Король проявил большое терпение, не выказывая внутреннего волнения и вспыльчивости. Сначала хотели отвезти короля в Линдерхоф, но все же побоялись, что жители Тироля или Обераммергау могут освободить короля, и поэтому отвезли его в замок Берг. О поездке из Нойшванштайна в замок Берг есть описание ассистента доктора Мюллера из Вюрцбурга, который присутствовал тогда в поездке.

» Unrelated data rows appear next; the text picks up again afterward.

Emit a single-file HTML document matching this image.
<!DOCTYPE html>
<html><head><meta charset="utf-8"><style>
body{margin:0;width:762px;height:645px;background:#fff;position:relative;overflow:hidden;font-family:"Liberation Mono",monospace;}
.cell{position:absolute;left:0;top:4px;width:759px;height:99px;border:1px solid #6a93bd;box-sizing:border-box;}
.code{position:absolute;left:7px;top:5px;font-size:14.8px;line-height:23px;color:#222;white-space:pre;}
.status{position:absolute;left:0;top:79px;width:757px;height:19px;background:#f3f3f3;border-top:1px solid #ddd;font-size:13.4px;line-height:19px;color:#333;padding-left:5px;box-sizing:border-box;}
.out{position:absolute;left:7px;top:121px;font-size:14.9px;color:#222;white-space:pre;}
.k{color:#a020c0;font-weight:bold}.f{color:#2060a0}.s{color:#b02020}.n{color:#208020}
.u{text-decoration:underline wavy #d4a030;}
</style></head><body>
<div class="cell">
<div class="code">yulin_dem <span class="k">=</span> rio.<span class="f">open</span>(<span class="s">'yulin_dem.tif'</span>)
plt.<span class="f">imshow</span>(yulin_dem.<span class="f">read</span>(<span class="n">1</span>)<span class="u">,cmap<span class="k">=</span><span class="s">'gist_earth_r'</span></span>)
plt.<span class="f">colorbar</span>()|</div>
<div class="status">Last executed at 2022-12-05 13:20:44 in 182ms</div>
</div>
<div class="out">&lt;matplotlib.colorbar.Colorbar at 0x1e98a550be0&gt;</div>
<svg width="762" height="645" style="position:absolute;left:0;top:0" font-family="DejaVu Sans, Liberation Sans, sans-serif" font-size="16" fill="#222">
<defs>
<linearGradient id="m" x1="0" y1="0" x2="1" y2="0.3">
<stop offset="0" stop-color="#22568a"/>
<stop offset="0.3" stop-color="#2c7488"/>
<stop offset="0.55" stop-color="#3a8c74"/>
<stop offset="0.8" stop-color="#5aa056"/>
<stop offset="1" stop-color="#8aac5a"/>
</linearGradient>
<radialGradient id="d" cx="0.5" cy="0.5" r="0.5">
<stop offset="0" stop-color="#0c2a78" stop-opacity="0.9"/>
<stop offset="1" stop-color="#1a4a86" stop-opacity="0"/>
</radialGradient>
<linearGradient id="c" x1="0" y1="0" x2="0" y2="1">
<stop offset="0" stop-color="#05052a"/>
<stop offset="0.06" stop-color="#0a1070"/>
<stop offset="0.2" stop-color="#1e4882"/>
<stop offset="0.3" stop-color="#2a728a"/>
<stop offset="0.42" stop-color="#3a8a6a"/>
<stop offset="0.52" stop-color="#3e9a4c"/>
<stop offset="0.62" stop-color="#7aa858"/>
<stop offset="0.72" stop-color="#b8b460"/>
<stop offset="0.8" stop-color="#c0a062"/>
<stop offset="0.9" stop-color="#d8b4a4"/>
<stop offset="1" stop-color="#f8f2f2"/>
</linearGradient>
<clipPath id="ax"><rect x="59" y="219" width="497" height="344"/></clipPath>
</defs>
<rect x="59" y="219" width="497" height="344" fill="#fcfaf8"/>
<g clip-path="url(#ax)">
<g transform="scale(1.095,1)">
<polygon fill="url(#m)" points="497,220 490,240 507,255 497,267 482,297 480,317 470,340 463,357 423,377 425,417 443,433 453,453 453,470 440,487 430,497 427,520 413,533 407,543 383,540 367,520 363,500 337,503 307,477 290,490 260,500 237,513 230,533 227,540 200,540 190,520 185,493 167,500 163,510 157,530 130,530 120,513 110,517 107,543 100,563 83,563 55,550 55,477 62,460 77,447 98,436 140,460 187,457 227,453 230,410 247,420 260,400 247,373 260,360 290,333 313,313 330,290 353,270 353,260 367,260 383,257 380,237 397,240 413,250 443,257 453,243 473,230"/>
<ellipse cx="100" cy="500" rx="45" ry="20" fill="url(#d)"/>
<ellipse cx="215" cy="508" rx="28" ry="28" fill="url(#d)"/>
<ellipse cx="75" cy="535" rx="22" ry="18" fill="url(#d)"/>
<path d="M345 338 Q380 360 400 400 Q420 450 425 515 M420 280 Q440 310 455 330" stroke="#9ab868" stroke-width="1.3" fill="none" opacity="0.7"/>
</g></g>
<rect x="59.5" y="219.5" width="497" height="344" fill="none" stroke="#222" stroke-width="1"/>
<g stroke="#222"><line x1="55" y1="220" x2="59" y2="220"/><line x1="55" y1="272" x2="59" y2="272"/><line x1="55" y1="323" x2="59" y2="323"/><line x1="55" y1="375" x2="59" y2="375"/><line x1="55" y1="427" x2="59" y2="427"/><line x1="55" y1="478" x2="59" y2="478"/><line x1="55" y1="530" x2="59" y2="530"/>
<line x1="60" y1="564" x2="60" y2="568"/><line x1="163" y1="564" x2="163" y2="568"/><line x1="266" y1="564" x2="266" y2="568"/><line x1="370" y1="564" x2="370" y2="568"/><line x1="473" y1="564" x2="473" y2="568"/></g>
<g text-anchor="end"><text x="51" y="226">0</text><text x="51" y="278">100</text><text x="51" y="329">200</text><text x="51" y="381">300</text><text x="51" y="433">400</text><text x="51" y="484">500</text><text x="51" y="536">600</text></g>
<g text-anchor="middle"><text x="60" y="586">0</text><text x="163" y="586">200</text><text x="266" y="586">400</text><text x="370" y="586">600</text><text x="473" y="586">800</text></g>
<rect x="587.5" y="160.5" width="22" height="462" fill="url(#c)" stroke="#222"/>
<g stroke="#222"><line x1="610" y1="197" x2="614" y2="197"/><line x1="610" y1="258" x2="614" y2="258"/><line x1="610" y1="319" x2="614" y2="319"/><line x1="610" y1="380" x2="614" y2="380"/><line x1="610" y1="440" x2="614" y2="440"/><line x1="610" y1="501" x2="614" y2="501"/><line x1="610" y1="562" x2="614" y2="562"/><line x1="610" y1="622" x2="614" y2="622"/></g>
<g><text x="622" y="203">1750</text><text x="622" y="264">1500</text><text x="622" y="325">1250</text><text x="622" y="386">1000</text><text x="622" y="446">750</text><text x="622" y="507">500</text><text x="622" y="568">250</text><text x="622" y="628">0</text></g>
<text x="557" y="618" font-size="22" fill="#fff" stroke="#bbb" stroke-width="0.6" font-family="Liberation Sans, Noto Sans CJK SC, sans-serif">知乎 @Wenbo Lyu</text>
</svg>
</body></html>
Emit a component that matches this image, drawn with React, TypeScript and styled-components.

В конце моего описания я хотел бы подчеркнуть, что оно правдиво и верно. Все книги и записи о последних пяти с половиной месяцах его правления сообщают обратное, но они не верны. Никто кроме нас, двух камердинеров, не был возле него в то время. За указанные мной факты я даю слово чести; обо всех других сообщениях я сказу словами Пилата: Что есть истина?
---------------
* Мой комментарий: здесь не идет речь о женоненавистничестве короля. Людвигу просто не нравилось наблюдать за суетой прислуги, как они перестилают кровать, наводят порядок и т.д. Он хотел видеть не процесс работы, а уже конечный результат, чтобы бардак и суета слуг не мелькали перед глазами.
P.S. Работа была выполнена Т. Кухаренко и публикуется с её разрешения.